**Data extract**

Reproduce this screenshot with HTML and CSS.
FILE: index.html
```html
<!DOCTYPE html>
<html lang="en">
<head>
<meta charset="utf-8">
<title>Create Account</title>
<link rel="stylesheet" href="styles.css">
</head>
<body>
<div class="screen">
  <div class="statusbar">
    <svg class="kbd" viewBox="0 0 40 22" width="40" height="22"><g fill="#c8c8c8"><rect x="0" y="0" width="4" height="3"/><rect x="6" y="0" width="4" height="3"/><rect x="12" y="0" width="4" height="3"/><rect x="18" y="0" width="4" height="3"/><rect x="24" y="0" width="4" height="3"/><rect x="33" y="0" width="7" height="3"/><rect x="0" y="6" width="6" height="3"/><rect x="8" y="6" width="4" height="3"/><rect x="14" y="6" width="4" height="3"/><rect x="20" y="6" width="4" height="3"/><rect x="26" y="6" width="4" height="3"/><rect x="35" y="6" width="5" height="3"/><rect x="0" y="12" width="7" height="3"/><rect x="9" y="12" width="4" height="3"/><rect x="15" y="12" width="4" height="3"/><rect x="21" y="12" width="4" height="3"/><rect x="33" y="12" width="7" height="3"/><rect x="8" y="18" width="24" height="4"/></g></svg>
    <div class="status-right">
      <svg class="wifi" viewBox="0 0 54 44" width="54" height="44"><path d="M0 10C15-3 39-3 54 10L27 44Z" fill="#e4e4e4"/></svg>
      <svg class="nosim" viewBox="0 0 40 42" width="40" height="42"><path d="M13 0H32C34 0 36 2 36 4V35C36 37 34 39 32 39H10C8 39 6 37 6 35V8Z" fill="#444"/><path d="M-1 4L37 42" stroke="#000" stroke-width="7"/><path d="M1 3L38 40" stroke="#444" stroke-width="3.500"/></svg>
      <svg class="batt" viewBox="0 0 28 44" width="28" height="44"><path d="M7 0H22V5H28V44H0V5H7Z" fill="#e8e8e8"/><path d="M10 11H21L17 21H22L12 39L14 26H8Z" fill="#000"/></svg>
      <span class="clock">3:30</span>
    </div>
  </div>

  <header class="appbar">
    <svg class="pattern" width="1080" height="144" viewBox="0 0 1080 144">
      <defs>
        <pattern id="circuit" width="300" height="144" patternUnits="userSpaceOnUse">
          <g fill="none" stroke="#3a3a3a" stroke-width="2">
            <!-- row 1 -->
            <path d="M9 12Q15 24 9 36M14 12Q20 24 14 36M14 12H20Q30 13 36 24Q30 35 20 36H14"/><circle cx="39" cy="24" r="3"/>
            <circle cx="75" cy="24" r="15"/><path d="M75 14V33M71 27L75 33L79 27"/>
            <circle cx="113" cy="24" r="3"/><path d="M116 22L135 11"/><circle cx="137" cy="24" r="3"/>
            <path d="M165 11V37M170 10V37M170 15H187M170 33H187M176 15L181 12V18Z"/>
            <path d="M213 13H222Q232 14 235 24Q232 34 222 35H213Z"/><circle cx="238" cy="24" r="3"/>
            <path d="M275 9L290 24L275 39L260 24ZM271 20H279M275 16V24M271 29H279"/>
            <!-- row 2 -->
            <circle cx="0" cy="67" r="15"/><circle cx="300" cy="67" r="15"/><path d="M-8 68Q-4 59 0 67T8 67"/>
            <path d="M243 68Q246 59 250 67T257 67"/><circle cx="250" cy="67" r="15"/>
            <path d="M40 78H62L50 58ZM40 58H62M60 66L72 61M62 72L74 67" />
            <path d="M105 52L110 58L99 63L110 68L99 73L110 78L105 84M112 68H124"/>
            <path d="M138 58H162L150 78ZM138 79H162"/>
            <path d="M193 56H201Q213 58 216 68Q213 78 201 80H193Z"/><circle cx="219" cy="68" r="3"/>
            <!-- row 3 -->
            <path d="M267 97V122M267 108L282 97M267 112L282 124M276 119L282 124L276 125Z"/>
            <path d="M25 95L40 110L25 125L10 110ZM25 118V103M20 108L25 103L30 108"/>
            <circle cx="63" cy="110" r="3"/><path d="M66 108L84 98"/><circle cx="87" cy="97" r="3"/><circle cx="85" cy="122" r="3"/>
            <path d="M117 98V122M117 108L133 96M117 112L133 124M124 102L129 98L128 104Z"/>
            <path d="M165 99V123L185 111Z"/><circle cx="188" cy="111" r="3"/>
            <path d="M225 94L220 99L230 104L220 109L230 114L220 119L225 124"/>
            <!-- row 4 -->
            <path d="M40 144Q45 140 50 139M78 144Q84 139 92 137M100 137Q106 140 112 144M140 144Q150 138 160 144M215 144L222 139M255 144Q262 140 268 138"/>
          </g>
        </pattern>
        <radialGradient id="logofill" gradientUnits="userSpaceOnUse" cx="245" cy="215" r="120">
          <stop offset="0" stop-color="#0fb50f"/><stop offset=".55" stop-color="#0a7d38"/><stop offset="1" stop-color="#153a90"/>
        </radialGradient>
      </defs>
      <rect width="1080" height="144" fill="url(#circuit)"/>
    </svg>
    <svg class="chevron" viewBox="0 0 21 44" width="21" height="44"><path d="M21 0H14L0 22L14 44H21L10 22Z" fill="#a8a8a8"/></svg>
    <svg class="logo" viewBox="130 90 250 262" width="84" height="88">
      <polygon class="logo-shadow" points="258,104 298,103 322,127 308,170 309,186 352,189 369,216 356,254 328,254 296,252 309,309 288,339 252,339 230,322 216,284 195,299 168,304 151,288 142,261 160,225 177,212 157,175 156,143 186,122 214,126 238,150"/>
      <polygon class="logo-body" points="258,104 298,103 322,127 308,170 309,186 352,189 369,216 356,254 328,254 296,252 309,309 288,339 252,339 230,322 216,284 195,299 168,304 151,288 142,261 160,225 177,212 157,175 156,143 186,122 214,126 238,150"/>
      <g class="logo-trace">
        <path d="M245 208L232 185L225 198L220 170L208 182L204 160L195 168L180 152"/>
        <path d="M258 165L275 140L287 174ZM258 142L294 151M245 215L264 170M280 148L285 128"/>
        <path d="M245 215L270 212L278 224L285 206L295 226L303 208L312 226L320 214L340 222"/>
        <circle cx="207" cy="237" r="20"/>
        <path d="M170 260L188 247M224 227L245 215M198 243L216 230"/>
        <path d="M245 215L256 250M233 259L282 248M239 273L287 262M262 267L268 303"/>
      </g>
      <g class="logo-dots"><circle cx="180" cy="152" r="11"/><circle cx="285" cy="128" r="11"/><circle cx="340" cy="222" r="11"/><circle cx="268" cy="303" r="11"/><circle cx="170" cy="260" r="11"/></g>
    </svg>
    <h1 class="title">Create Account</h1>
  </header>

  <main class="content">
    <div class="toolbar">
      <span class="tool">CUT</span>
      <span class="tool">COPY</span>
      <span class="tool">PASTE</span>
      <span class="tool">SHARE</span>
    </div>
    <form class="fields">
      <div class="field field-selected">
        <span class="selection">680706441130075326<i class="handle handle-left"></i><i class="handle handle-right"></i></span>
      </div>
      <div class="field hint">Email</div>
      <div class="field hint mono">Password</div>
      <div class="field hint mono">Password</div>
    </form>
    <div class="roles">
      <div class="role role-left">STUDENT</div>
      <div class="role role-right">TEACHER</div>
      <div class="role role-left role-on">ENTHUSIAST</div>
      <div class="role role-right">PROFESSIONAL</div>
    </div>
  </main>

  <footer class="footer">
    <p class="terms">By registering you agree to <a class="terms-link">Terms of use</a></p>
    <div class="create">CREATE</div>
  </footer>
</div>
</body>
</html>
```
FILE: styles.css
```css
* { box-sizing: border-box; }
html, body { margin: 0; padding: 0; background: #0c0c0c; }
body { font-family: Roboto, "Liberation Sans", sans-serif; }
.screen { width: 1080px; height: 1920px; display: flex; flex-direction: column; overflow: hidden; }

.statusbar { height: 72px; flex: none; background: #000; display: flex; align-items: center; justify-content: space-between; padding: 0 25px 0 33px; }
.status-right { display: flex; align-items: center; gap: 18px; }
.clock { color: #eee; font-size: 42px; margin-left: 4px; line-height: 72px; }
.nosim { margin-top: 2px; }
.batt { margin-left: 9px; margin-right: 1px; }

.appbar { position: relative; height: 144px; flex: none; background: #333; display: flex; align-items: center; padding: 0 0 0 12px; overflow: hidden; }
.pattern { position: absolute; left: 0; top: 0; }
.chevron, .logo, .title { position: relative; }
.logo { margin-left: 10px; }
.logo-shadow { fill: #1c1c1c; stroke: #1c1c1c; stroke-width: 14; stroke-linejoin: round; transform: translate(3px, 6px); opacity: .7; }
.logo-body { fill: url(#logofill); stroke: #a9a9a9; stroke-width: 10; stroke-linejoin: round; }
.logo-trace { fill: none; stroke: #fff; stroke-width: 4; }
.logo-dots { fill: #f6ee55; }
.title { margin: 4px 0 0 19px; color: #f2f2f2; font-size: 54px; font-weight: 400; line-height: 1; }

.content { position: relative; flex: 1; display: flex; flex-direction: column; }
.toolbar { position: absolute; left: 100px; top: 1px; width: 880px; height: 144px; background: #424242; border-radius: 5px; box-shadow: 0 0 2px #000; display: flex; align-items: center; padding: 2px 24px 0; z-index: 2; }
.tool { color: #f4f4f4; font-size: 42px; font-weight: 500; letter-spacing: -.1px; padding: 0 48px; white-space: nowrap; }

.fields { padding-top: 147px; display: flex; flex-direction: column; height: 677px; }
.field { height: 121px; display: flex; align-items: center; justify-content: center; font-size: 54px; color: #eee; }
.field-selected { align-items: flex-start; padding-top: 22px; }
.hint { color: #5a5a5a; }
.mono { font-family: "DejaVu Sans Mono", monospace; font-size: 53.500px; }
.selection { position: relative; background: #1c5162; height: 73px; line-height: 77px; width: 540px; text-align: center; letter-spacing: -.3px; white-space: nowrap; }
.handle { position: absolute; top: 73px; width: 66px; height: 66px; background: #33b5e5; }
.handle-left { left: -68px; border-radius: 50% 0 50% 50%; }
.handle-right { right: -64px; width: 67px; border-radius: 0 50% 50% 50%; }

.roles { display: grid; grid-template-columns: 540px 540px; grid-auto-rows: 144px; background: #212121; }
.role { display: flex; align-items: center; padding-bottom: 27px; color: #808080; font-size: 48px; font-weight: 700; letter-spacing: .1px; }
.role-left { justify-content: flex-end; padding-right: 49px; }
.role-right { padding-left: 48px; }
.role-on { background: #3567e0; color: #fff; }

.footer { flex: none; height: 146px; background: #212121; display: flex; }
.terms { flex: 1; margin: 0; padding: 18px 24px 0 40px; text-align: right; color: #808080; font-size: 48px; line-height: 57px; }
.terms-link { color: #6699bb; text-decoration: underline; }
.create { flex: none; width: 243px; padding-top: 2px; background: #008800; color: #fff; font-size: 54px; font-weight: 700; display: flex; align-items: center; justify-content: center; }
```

---

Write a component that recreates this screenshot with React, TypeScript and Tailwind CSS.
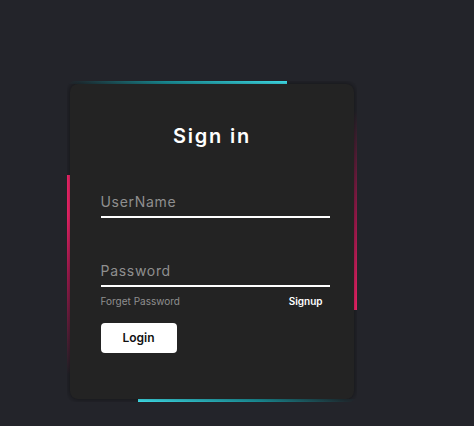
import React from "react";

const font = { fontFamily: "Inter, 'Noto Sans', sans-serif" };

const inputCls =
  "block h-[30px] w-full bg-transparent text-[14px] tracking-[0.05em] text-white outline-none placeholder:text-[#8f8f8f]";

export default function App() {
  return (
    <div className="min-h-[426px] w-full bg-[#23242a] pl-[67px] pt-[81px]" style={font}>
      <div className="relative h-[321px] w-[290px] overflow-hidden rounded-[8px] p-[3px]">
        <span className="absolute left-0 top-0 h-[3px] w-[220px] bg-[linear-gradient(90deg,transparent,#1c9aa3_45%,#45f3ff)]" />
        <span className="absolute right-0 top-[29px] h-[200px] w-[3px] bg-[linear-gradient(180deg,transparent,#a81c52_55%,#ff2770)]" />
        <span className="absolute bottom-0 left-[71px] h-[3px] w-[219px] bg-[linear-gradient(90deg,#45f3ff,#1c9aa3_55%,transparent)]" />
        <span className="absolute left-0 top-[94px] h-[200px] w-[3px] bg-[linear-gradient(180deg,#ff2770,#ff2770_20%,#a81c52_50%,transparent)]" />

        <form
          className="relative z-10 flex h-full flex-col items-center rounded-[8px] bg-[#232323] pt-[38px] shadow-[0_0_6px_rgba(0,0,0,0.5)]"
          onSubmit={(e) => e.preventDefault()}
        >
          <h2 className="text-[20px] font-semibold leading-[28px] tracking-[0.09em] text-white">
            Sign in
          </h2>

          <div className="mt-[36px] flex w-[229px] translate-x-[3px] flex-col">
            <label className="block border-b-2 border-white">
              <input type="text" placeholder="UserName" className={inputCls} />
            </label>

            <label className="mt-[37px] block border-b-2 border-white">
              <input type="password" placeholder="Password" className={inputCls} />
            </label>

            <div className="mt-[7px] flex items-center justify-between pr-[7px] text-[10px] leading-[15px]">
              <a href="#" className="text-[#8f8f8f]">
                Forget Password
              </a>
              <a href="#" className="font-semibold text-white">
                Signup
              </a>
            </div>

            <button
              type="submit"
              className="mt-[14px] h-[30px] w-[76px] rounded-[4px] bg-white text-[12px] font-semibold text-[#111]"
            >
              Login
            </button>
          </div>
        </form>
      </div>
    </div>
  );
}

**Problem**
Copy out, exactly, every line from the one that contains "Write a component" through the one that contains "h-[30px] w-full bg-transparent". Pictures stay out of the copy.

**Answer below**
Write a component that recreates this screenshot with React, TypeScript and Tailwind CSS.
import React from "react";

const font = { fontFamily: "Inter, 'Noto Sans', sans-serif" };

const inputCls =
  "block h-[30px] w-full bg-transparent text-[14px] tracking-[0.05em] text-white outline-none placeholder:text-[#8f8f8f]";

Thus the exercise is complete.